長崎の幕末・明治期古写真考 目録番号:5291 大浦海岸通り(13)
HP「長崎大学附属図書館 幕末・明治期日本古写真メタデータ・データベース」などに収録している長崎の古写真について、撮影場所などタイトルや説明文に疑問があるものを、現地へ出かけて調査するようにしている。順不同。
目録番号:5291 大浦海岸通り(13)
〔画像解説〕 超高精細画像
大型アルバムから離された1枚ものでNo.212 Nagasaki,Bundと印字がある。明治30年(1897)頃の撮影。大浦海岸通の3番(三井物産・現十八銀行体育館)前から南山手方面を望む。街路の電柱は、明治22年(1889)に設立された長崎電灯会社が同26年(1891)以降に設置した。下り松橋向側に下り松42番の洋館が見えるが、その奥の43-45番に明治31年(1898)に建つ長崎ホテルはまだ見えない。左手の大きな2階建て洋館は大浦4番(当時日清貿易会社=後の日本郵船・昭和52年頃消失・現ニュータンダホテル)で、慶応2年(1866)に木造で建築され、明治20年代中期にこの建物に建て替わった。正面のみのベイウィンドウと屋根のドーマ(張り出し窓)が特徴的である。その左横の石倉(実は鉄製トラスの小屋組み)は慶応2年(1866)頃の建造。正面の丘には「ヨンゴ松」とグラバー邸が見える。同じ写真が目録番号3865(整理番号75-8)に写された商店の店頭に陳列されている。
■ 確認結果
2012年5月12日(土)付朝日新聞長崎地域版「長崎今昔 長大写真コレクション」に掲載された「1890年代の大浦海岸通り 道幅11㍍ 土むき出し」。

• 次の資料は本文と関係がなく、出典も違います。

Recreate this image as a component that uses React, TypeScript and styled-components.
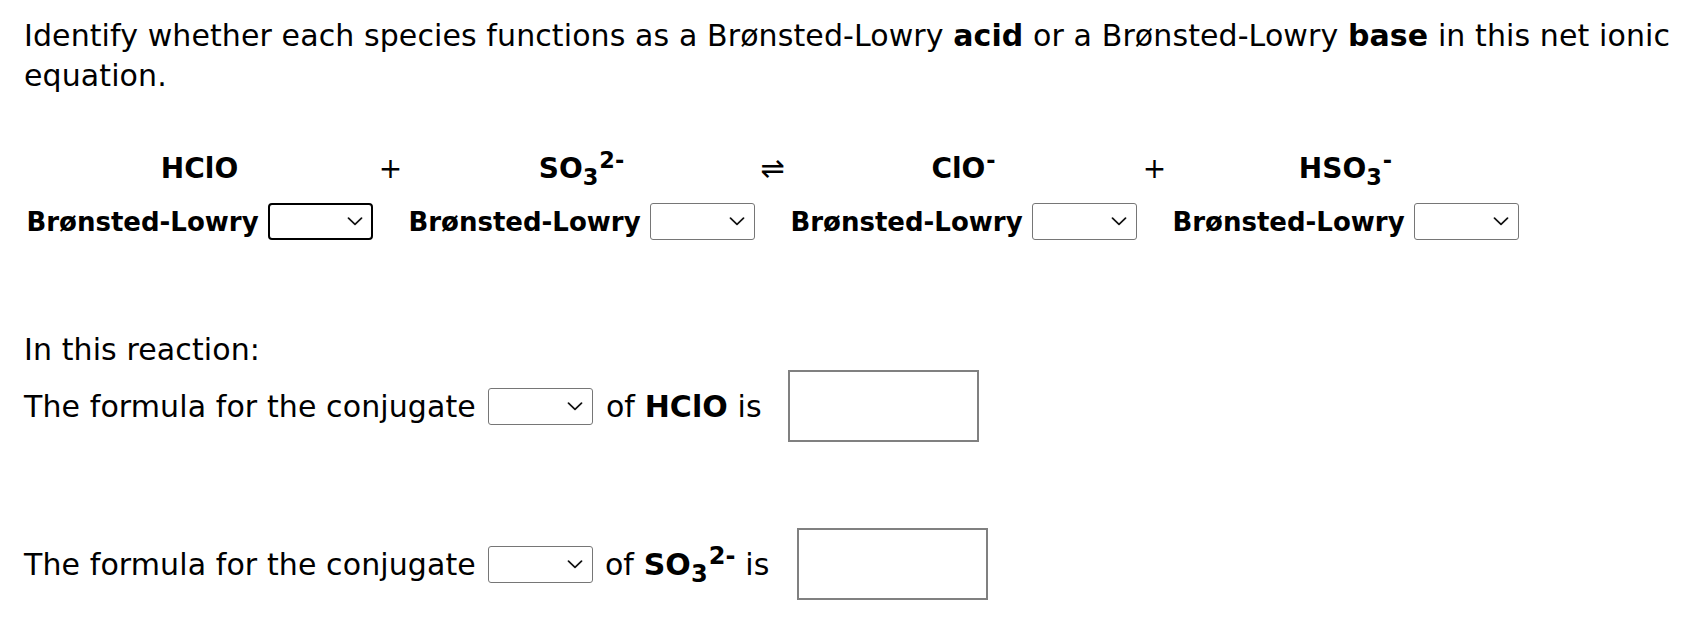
import styled, { createGlobalStyle } from "styled-components";

const GlobalStyle = createGlobalStyle`
  html, body {
    margin: 0;
    padding: 0;
    background: #fff;
  }
  body {
    font-family: "DejaVu Sans", Verdana, sans-serif;
    color: #000;
  }
`;

const Page = styled.div`
  width: 1694px;
  box-sizing: border-box;
  padding: 16px 10px 0 24px;
`;

const Prompt = styled.p`
  margin: 0;
  max-width: 1660px;
  font-size: 30px;
  letter-spacing: 0.1px;
  line-height: 40px;
`;

const EquationGrid = styled.div`
  display: grid;
  grid-template-columns: 347px 35px 347px 35px 347px 35px 347px;
  grid-template-rows: 40px 37px;
  row-gap: 14px;
  align-items: center;
  margin: 53px 0 0 2px;
`;

const Species = styled.div`
  text-align: center;
  font-size: 28px;
  font-weight: 700;
  line-height: 40px;
  white-space: nowrap;
`;

const Operator = styled.div<{ $size?: number; $lift?: number }>`
  text-align: center;
  font-size: ${({ $size = 28 }) => `${$size}px`};
  line-height: 40px;
  transform: translateY(${({ $lift = 0 }) => `${-$lift}px`});
`;

const RoleCell = styled.div<{ $col: number }>`
  grid-column: ${({ $col }) => $col};
  grid-row: 2;
  display: flex;
  justify-content: center;
  align-items: center;
  gap: 9px;
`;

const RoleLabel = styled.span`
  font-size: 26px;
  font-weight: 700;
  white-space: nowrap;
`;

const Sub = styled.sub`
  font-size: 0.8em;
  line-height: 0;
`;

const Sup = styled.sup`
  font-size: 0.8em;
  line-height: 0;
  margin-left: 1px;
`;

const Dropdown = styled.div<{ $focused?: boolean }>`
  flex: none;
  width: 105px;
  height: 37px;
  box-sizing: border-box;
  display: flex;
  justify-content: flex-end;
  align-items: center;
  padding-right: ${({ $focused }) => ($focused ? "8px" : "9px")};
  background: #fff;
  border: ${({ $focused }) => ($focused ? "2px solid #000" : "1px solid #767676")};
  border-radius: ${({ $focused }) => ($focused ? "4px" : "3px")};

  svg {
    display: block;
  }
`;

const Reaction = styled.div`
  margin-top: 91px;
`;

const Lead = styled.p`
  margin: 0;
  font-size: 30px;
  letter-spacing: 0.1px;
  line-height: 37px;
`;

const QuestionRow = styled.div<{ $gap: number }>`
  display: flex;
  align-items: center;
  margin-top: ${({ $gap }) => `${$gap}px`};
  font-size: 30px;
  letter-spacing: 0.1px;
  white-space: nowrap;
`;

const Words = styled.span<{ $before?: number; $after?: number }>`
  margin-left: ${({ $before = 0 }) => `${$before}px`};
  margin-right: ${({ $after = 0 }) => `${$after}px`};
`;

const AnswerBox = styled.div`
  flex: none;
  width: 191px;
  height: 72px;
  box-sizing: border-box;
  border: 2px solid #808080;
  background: #fff;
`;

const Chevron = () => (
  <svg width="16" height="9" viewBox="0 0 16 9">
    <polyline
      points="1.5,1.2 8,7.4 14.5,1.2"
      fill="none"
      stroke="#111"
      strokeWidth="1.7"
      strokeLinecap="round"
      strokeLinejoin="round"
    />
  </svg>
);

const Select = ({ focused }: { focused?: boolean }) => (
  <Dropdown $focused={focused}>
    <Chevron />
  </Dropdown>
);

const roles = [1, 3, 5, 7];

export default function App() {
  return (
    <>
      <GlobalStyle />
      <Page>
        <Prompt>
          Identify whether each species functions as a Brønsted-Lowry <b>acid</b> or a
          Brønsted-Lowry <b>base</b> in this net ionic equation.
        </Prompt>

        <EquationGrid>
          <Species>HClO</Species>
          <Operator>+</Operator>
          <Species>
            SO<Sub>3</Sub>
            <Sup>2-</Sup>
          </Species>
          <Operator $size={29} $lift={1}>
            ⇌
          </Operator>
          <Species>
            ClO<Sup>-</Sup>
          </Species>
          <Operator>+</Operator>
          <Species>
            HSO<Sub>3</Sub>
            <Sup>-</Sup>
          </Species>

          {roles.map((col, i) => (
            <RoleCell key={col} $col={col}>
              <RoleLabel>Brønsted-Lowry</RoleLabel>
              <Select focused={i === 0} />
            </RoleCell>
          ))}
        </EquationGrid>

        <Reaction>
          <Lead>In this reaction:</Lead>
          <QuestionRow $gap={2}>
            <Words $after={12}>The formula for the conjugate</Words>
            <Select />
            <Words $before={13} $after={26}>
              of <b>HClO</b> is
            </Words>
            <AnswerBox />
          </QuestionRow>
          <QuestionRow $gap={86}>
            <Words $after={12}>The formula for the conjugate</Words>
            <Select />
            <Words $before={12} $after={28}>
              of{" "}
              <b>
                SO<Sub>3</Sub>
                <Sup>2-</Sup>
              </b>{" "}
              is
            </Words>
            <AnswerBox />
          </QuestionRow>
        </Reaction>
      </Page>
    </>
  );
}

解説の下段に「正面奥の南山手の丘には、曲がっていることから長崎弁で「ヨンゴ松」と呼ばれた一本松と、その左手にグラバー邸が見えます。…」とある。
今回、考えるのは、この「松」についてである。
長崎大学データベースでは、目録番号:5291「大浦海岸通り(13)」の作品。長崎文化ジャンクション 長崎文化百選「グラバー邸」や、グラバー園管理事務所HP「My Glover Tips」によると、「グラバーは前庭の見事な老松に因んで、その邸宅を“IPPONMATSU”(一本松)と呼んだ。最初の頃この巨木は邸宅の外にあったが、後に温室が増築され、その屋根から突き出る恰好で建物と一体となる。明治27年(1894)老松が病気に侵され、切り倒された後も、この邸宅は「一本松」と呼ばれ続けた。(ブライアン・バークガフニ氏著「花と霜−グラバー家の人々−」から)」とあり、新聞の解説もそうなったのだろう。
ただ南山手の高台には、本来の「一本松」と呼ばれたと考えられる大松が、別にあった。場所は現在のグラバー園スカイロード側の第2ゲートあたりと思われる。
教示いただいている地図と古写真を資料として載せる。古写真は長崎大学データベースのいずれもF.ベアト撮影、目録番号:5388「大浦居留地から見た大浦天主堂」と、目録番号:6163「東山手から大浦天主堂を望む(2)」の作品である。
「よんご松」と「一本松」とは、区別して解説した方が、明解になると思われる。
落合素行絵「グラバー邸」は、邸内展示写真から。「よんご松」の切り株跡が、温室のところにまだあるとのHPを見たようだが、管理事務所の話ではもうないと聞いた。